CWE-1332
Improper Handling of Faults that Lead to Instruction Skips
The device is missing or incorrectly implements circuitry or sensors that detect and mitigate the skipping of security-critical CPU instructions when they occur.
Mitigation
Phase: Architecture and Design
Description:
- Design strategies for ensuring safe failure if inputs, such as Vcc, are modified out of acceptable ranges.
Mitigation
Phase: Architecture and Design
Description:
- Design strategies for ensuring safe behavior if instructions attempt to be skipped.
Mitigation
Phase: Architecture and Design
Description:
- Identify mission critical secrets that should be wiped if faulting is detected, and design a mechanism to do the deletion.
Mitigation
Phase: Implementation
Description:
- Add redundancy by performing an operation multiple times, either in space or time, and perform majority voting. Additionally, make conditional instruction timing unpredictable.
Mitigation
Phase: Implementation
Description:
- Use redundant operations or canaries to detect and respond to faults.
Mitigation
Phase: Implementation
Description:
- Ensure that fault mitigations are strong enough in practice. For example, a low power detection mechanism that takes 50 clock cycles to trigger at lower voltages may be an insufficient security mechanism if the instruction counter has already progressed with no other CPU activity occurring.
CAPEC-624: Hardware Fault Injection
The adversary uses disruptive signals or events, or alters the physical environment a device operates in, to cause faulty behavior in electronic devices. This can include electromagnetic pulses, laser pulses, clock glitches, ambient temperature extremes, and more.

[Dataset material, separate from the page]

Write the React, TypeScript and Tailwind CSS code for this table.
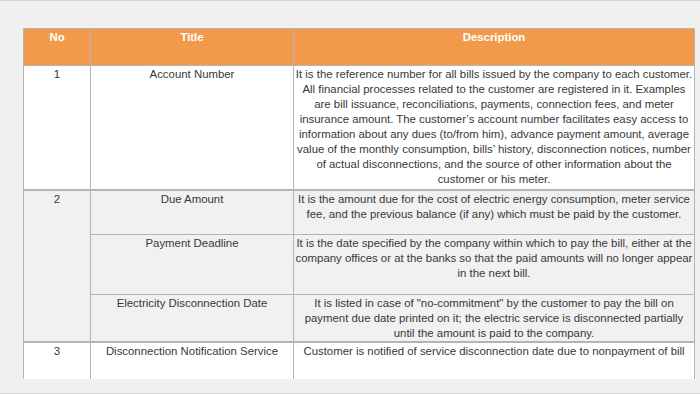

When performed in a controlled manner on devices performing cryptographic operations, this faulty behavior can be exploited to derive secret key information.
CAPEC-625: Mobile Device Fault Injection
Fault injection attacks against mobile devices use disruptive signals or events (e.g. electromagnetic pulses, laser pulses, clock glitches, etc.) to cause faulty behavior. When performed in a controlled manner on devices performing cryptographic operations, this faulty behavior can be exploited to derive secret key information. Although this attack usually requires physical control of the mobile device, it is non-destructive, and the device can be used after the attack without any indication that secret keys were compromised.